Cluster Manager Explanations #

Job Configuration File #

The job configuration file contains multiple parameters that are used to add and manage Cluster Manager jobs. A sample job configuration file can be found in $CM_HOME_DIR/conf/jobs/jobs.yaml Each parameter is explained below.

add-jobs: Specify list of jobs to add to the cluster
- job-command: specify the replicant command to run. It is to be noted that the binary and the config path specified in the command must contain the binary/config files in all the VMs in the cluster. If binary/config is in different paths in different machines, use environment variable(s) in the command to redirect to the correct path in each machine. The job command and all CM commands should not contain the same –metadata switch.
- job-command-list [20.12.03.1]: specify the replicant commands to run. It is similar to job-command but different in the fact that you can provide multiple job-commands where every job-command can point to a replicant command connecting to source db node. If you have source HA in your system, you can add separate replicant jobs connecting each one of the database nodes. In case of source primary failover, CM will use the next job command to connect to secondary/tertiary and so on. You need to specify either job-command or job-command-list.
- replicant-id: The replicant id specified for the replicant job using the –id argument. If –id has not been used, “default” should be specified.
- replicant-group: The replicant group specified for the replicant job in the distribution config. If it is not a distributed job, this field can be left empty.
- host-affinity: The host on which the replicant will run provided it is alive. The host name specified here should match one of the host-ids specified in the start-cluster command.
restart-jobs: For restarting an existing job. The replicant job will re-start from scratch
- replicant-id:
- replicant-group:
resume-jobs: For resuming an existing job. The replicant job will start from where it left off.
- replicant-id:
- replicant-group:
stop-jobs: For stopping a running replicant job.
- replicant-id:
- replicant-group:
remove-jobs: For stopping and removing an existing job from the job pool.
- replicant-id:
- replicant-group:
alter-host-affinity-for-jobs: For altering the host affinity of an existing job. The job will move to the new host.
- replicant-id:
- replicant-group:
- host-affinity:

Cluster Manager Modes #

There are multiple different Cluster Manager modes, each of which is explained below.

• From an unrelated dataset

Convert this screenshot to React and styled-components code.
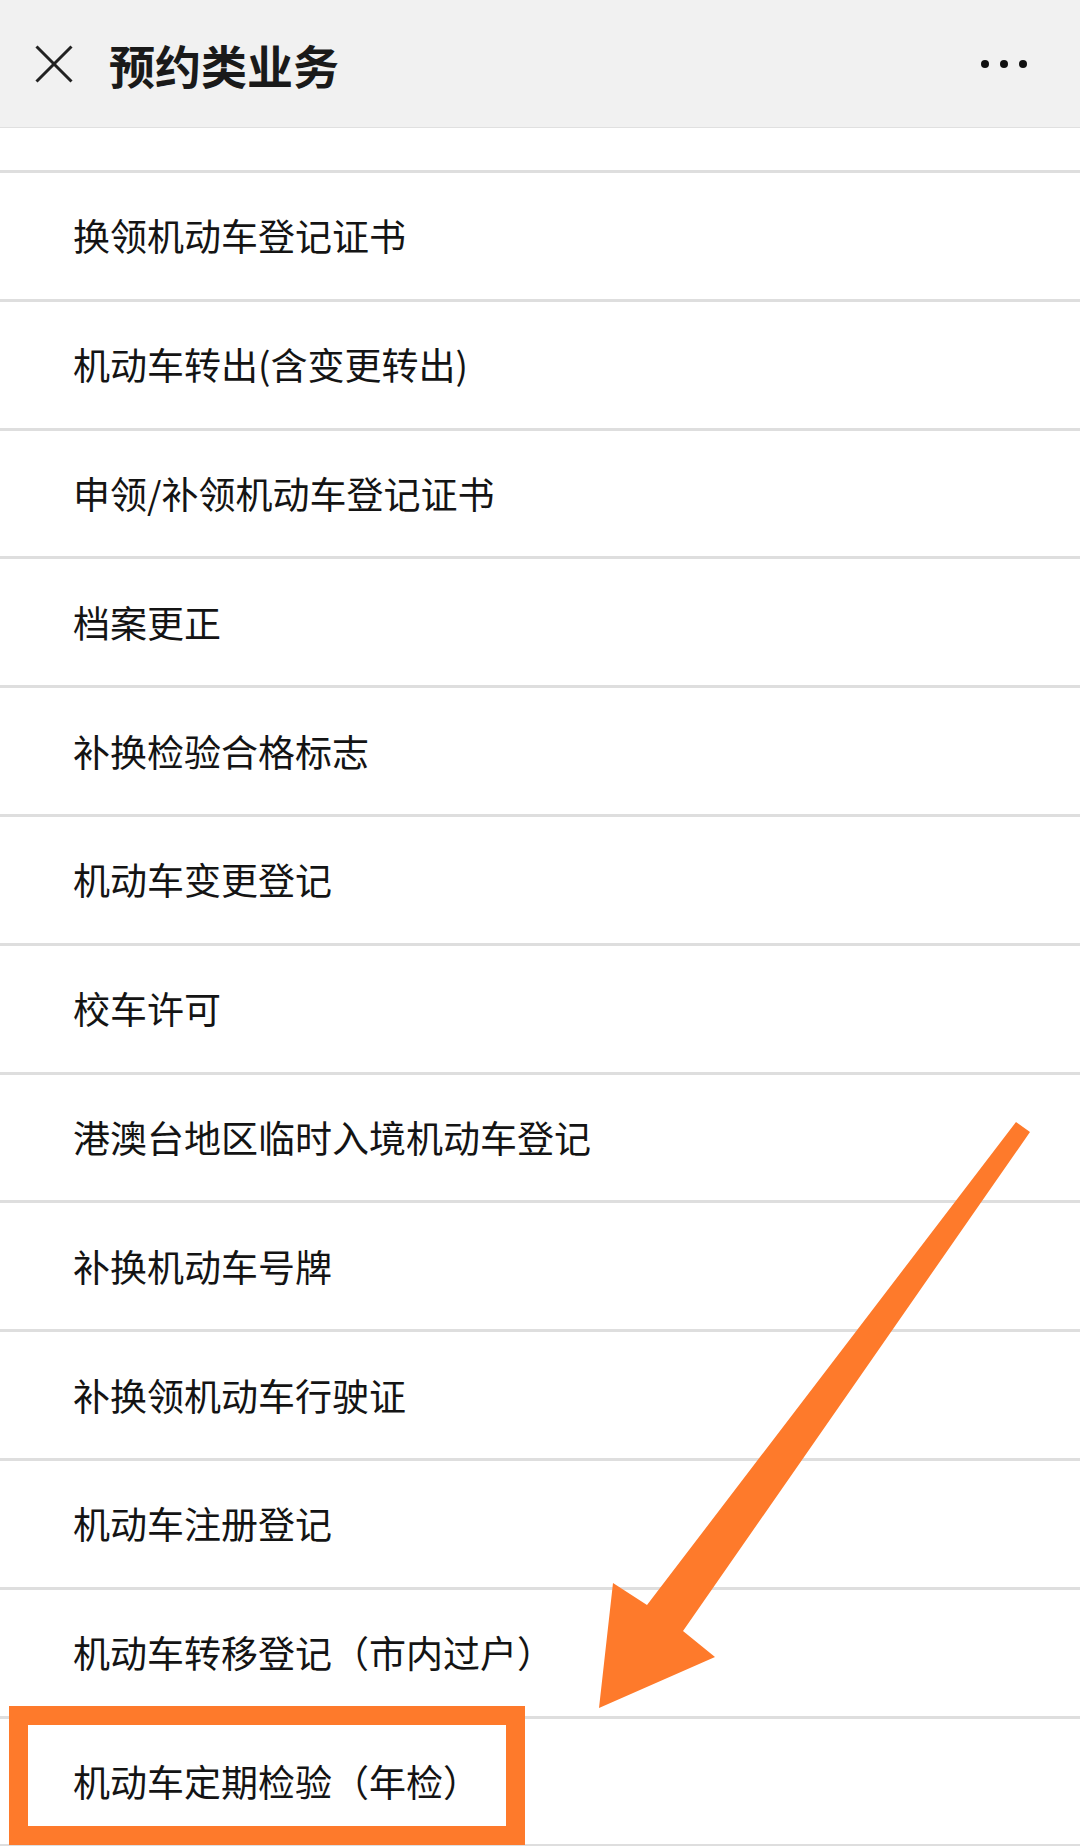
import React from "react";
import styled, { createGlobalStyle } from "styled-components";

const GlobalStyle = createGlobalStyle`
  html, body {
    margin: 0;
    padding: 0;
    background: #ffffff;
  }
  body {
    font-family: "Noto Sans CJK SC", "Noto Sans", sans-serif;
  }
`;

const ORANGE = "#fe7a2b";

const Page = styled.div`
  position: relative;
  width: 1080px;
  height: 1846px;
  overflow: hidden;
  background: #ffffff;
`;

const Header = styled.header`
  display: flex;
  align-items: center;
  height: 128px;
  box-sizing: border-box;
  padding: 0 53px 0 35px;
  background: #f1f1f1;
  border-bottom: 1px solid #e0e0e0;
`;

const CloseButton = styled.svg`
  width: 38px;
  height: 38px;
  flex: none;
  margin-top: 1px;
`;

const Title = styled.h1`
  margin: 0 0 0 36px;
  font-size: 46px;
  line-height: 1;
  font-weight: 700;
  color: #1a1a1a;
`;

const More = styled.div`
  margin-left: auto;
  display: flex;
  gap: 11px;
  align-items: center;
`;

const Dot = styled.span`
  width: 8px;
  height: 8px;
  border-radius: 50%;
  background: #111;
`;

const List = styled.ul`
  list-style: none;
  margin: 0;
  padding: 0;
`;

const Row = styled.li`
  display: flex;
  align-items: center;
  box-sizing: border-box;
  height: ${(p) => p.$h}px;
  padding-left: 73px;
  border-bottom: 3px solid #dedede;
  font-size: 37px;
  line-height: 1;
  color: #141414;
`;

const Highlight = styled.div`
  position: absolute;
  left: 9px;
  top: 1706px;
  width: 516px;
  height: 139px;
  box-sizing: border-box;
  border: 19px solid ${ORANGE};
  pointer-events: none;
`;

const Arrow = styled.svg`
  position: absolute;
  left: 590px;
  top: 1110px;
  width: 450px;
  height: 610px;
  pointer-events: none;
`;

const items = [
  "换领机动车登记证书",
  "机动车转出(含变更转出)",
  "申领/补领机动车登记证书",
  "档案更正",
  "补换检验合格标志",
  "机动车变更登记",
  "校车许可",
  "港澳台地区临时入境机动车登记",
  "补换机动车号牌",
  "补换领机动车行驶证",
  "机动车注册登记",
  "机动车转移登记（市内过户）",
  "机动车定期检验（年检）",
];

export default function App() {
  return (
    <>
      <GlobalStyle />
      <Page>
        <Header>
          <CloseButton viewBox="0 0 38 38">
            <line x1="1.5" y1="1.5" x2="36.5" y2="36.5" stroke="#222" strokeWidth="3" />
            <line x1="36.5" y1="1.5" x2="1.5" y2="36.5" stroke="#222" strokeWidth="3" />
          </CloseButton>
          <Title>预约类业务</Title>
          <More>
            <Dot />
            <Dot />
            <Dot />
          </More>
        </Header>
        <List>
          <Row $h={45} aria-hidden="true" />
          {items.map((t) => (
            <Row key={t} $h={128.8}>
              {t}
            </Row>
          ))}
        </List>
        <Highlight />
        <Arrow viewBox="0 0 450 610">
          <polygon
            fill={ORANGE}
            points="426,12 440,22 93,521 125,547 9,598 23,473 57,495"
          />
        </Arrow>
      </Page>
    </>
  );
}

1. **start-cluster**: Starts a Cluster Manager instance on a given host/VM. For this mode we need to specify:
    * **-host-id**: A unique string as host-id to identify the host
    * **-metadata**: Metadata config
    * **-cluster**: Cluster config (Optional)

2. **alter-cluster**: Add/remove/alter jobs from/to a cluster. Note that in order to add/alter jobs to cluster, the    alter-cluster mode needs to be executed only once from any of the VMs, all CMs will automatically pick up the newly added/altered jobs. For this mode we need to specify:
    * **-host-id**: A unique string as host-id to identify the host
    * **-metadata**: Metadata config
    * **-cluster**: Cluster config (Optional)

3. **init**: Before starting a new cluster use this mode to initialize. It initializes the state of the cluster. For this mode we need to specify:
    * **-metadata**: Metadata config
    * **-cluster**: Cluster config (Optional)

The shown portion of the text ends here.